FIG. 2 is a perspective view and FIG. 3 is a right side view of the battery-powered motorized window treatment 110 with the cellular shade fabric 112 in the fully-open position P_FULLY-OPEN. The motorized window treatment 110 comprises a motor drive unit 120 for raising and lowering the weighting element 116 and the cellular shade fabric 112 between the fully-open position P_FULLY-OPEN and the fully-closed position P_FULLY-CLOSED. By controlling the amount of the window 104 covered by the cellular shade fabric 112, the motorized window treatment 110 is able to control the amount of daylight entering the room. The headrail 114 of the motorized window treatment 110 comprises an internal side 122 and an opposite external side 124, which faces the window 104 that the shade fabric 112 is covering.

The motor drive unit 120 comprises an actuator 126, which is positioned adjacent the internal side 122 of the headrail 114 may be actuated when a user is configuring the motorized window treatment 110. The actuator 126 may be made of, for example, a clear material, such that the actuator may operate as a light pipe to conduct illumination from inside the motor drive unit 120 to thus be provide feedback to the user of the motorized window treatment 110. In addition, the actuator 126 may also function as an IR-receiving lens for directing IR signals transmitted by the IR remote control 118 to an IR receiver 166 (FIG. 9) inside the motor drive unit 120. The motor drive unit 120 is operable to determine a target position P_TARGET for the weighting element 116 in response to commands included in the IR signals received from the remote control 118 and to subsequently control a present position P_PRES of the weighting element to the target position P_TARGET. As shown in FIG. 2, a top side 128 of the headrail 114 is open, such that the motor drive unit 120 may be positioned inside the headrail and the actuator 126 may protrude slightly over the internal side 122 of the headrail.

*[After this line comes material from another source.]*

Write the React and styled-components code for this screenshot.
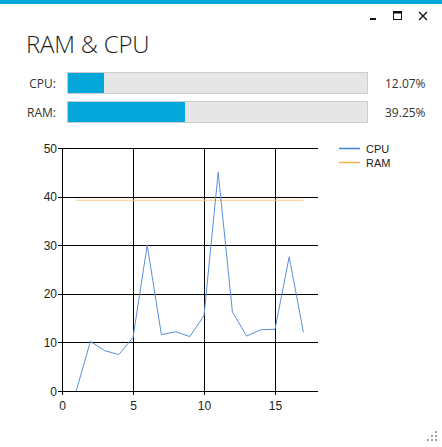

The battery-powered motorized window treatment 110 also comprises a plurality of batteries 138 (e.g., four D-cell batteries), which are electrically coupled in series. The series-combination of the batteries 138 is coupled to the motor drive unit 120 for powering the motor drive unit. The batteries 138 are housed inside the headrail 114 and thus out of view of a user of the motorized window treatment 110. Specifically, the batteries 138 are mounted in two battery holders 139 located inside the headrail 114, such that there are two batteries in each battery holder as shown in FIG. 4. According to the embodiments of the present invention, the batteries 138 provide the motorized window treatment 110 with a practical lifetime (e.g., approximately three years), and are typical “off-the-shelf” batteries that are easy and not expensive to replace. Alternatively, the motor drive unit 120 could comprise more batteries (e.g., six or eight) coupled in series or batteries of a different kind (e.g., AA batteries) coupled in series.

FIG. 4 is a front view of the battery-powered motorized window treatment 110 with a front portion of the headrail 114 removed to show the motor drive unit 120. The motorized window treatment 110 comprises lift cords 130 that extend from the headrail 114 to the weighting element 116 for allowing the motor drive unit 120 to raise and lower the weighting element. The motor drive unit 120 includes an internal motor 150 (FIG. 5) coupled to drive shafts 132 that extend from the motor on each side of the motor and are each coupled to a respective lift cord spool 134. The lift cords 130 are windingly received around the lift cord spools 134 and are fixedly attached to the weighting element 116, such that the motor drive unit 120 is operable to rotate the drive shafts 132 to raise and lower the weighting element. The motorized window treatment 110 further comprises two constant-force spring assist assemblies 135, which are each coupled to the drive shafts 132 adjacent to one of the two lift cord spools 134. Each of the lift cord spools 134 and the adjacent constant-force spring assist assembly 135 are housed in a respective lift cord spool enclosure 136 as shown in FIG. 4. Alternatively, the motor drive unit 120 could be located at either end of the headrail 114 and the motorized window treatment 110 could comprise a single drive shaft that extends along the length of the headrail and is coupled to both of the lift cord spools 134.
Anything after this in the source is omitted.